Andrew Salcombe took a job three years ago as a special needs classroom teaching assistant. He is keen to become a fully-fledged primary school teacher, but debts are holding him back. To tackle his borrowing, Andrew cut up all his credit cards last year and now has a personal loan on which he owes a little over £10,000.
At 12.9 per cent a year, it's costly - the monthly repayment of £234 accounts for a quarter of his disposable income of £940 - but Andrew's bank says his credit rating is not good enough for it to offer a better deal.
In addition, Andrew has student loans that he will have to start repaying once his income increases. He'd like to know how to get on top of his debts more quickly while improving his future prospects.
We asked two debt specialists for their help: Stuart Glendinning of Moneysupermarket.com and Frances Walker of the Consumer Credit Counselling Service (CCCS).
case notes: Andrew Salcombe, 27, teaching assistant, Preston, Lancashire
Monthly spending: £500 on rent, council tax, utilities, plus additional expenditure on leisure activities.
Debts: £10,400 outstanding on personal loan with monthly repayment of £234; plus overdraft of £1,330 on Lloyds TSB graduate bank account.
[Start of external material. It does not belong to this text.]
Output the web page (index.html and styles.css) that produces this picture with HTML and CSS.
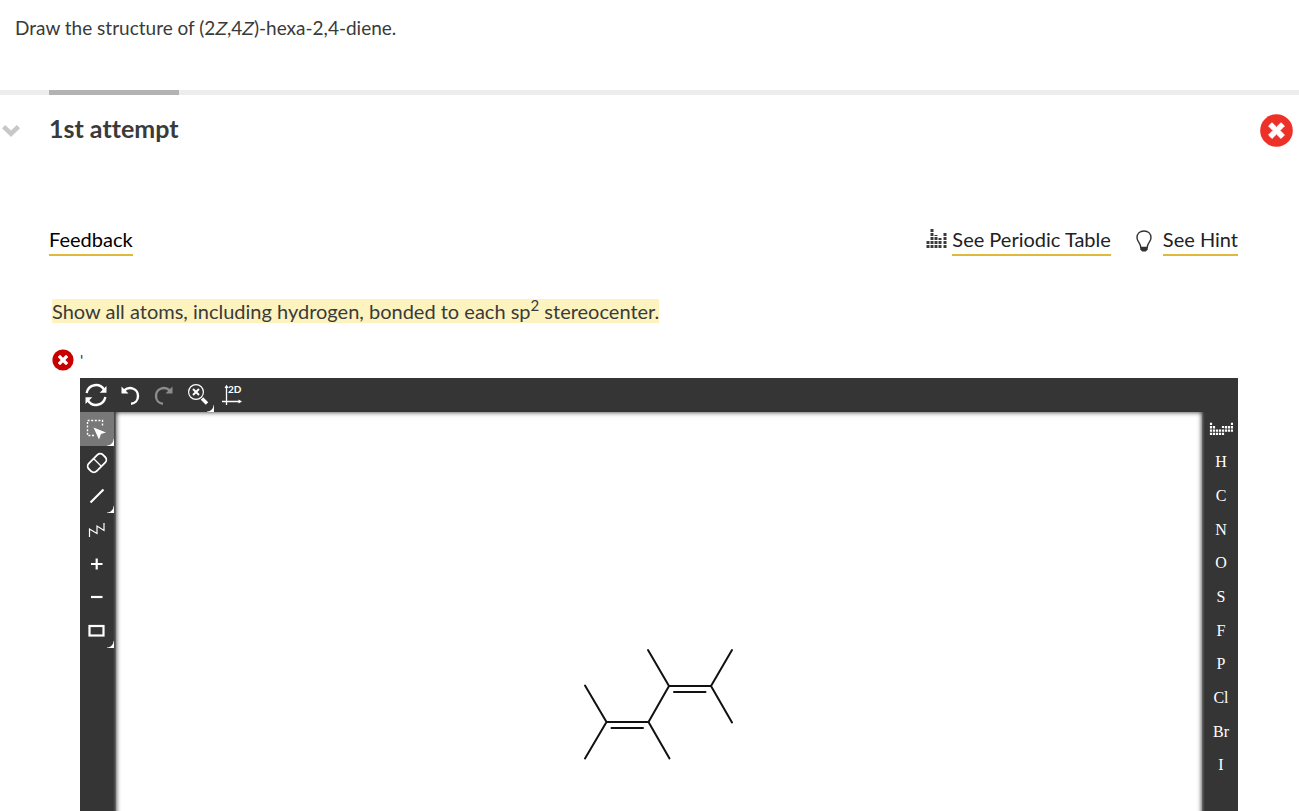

No credit card debt.
Property: renting a room in shared accommodation, no plans to buy for now.
Andrew has begun tackling his problems by cutting up the plastic, says Frances Walker. But she warns him to resist temptation to use credit cards again - lenders are bound to go on marketing to him.
At 12.9 per cent, the interest on his loan is about typical for someone denied access to the cheapest rates by their credit history. But Andrew should find out why his rating is bad. Has he defaulted on payments in the past? It is worth Andrew obtaining a copy of his credit record, which costs £2, to check that it is accurate.
Walker also points out that Andrew need not worry about student loans repayments as these will be automatically collected out of his pay packet at source once he earns more than £15,000 per year.
Stuart Glendinning says that while the rate on the loan is high, Andrew has done the right thing by avoiding debt management companies, which would have charged even more. He thinks Andrew is unlikely to find a cheaper deal on the loan if his credit rating is not perfect. Also, applying for too many cheaper alternatives could damage his rating even further if he is repeatedly turned down.
All the same, Glendinning believes the situation is not as bad as Andrew may think. The debt is not secured on a home, he points out, and he is on top of the repayments. If he does have problems keeping up with the repayment schedule in future, he must talk to lenders as soon as possible.
Andrew needs to prepare a proper budget which takes account of both irregular and everyday expenditure, Walker says. The CCCS (0800 138 1111) has a self-help pack and once he has worked out how much he needs to live on it may be possible to find extra money to clear the overdraft on the graduate account. Andrew could also open a basic bank account as this will remove all temptations to go overdrawn in the future.
In time, he should be able to save for holidays and so on but he will still have to pay off the Lloyds loan for the next six years. If he finds he can afford higher monthly repayments, he could ask the bank about repaying the loan more quickly. At the moment, creditors are not obliged to let you do this but new legislation may soon require them to do so.
Walker points out that training bursaries are available for postgraduates who want to train as primary school teachers. More information is available at www.direct.gov. Student loans and maintenance grants are also available.
Once Andrew is fully qualified, his earnings will rise. In time, debt repayments will become less onerous and his disposable income will rise.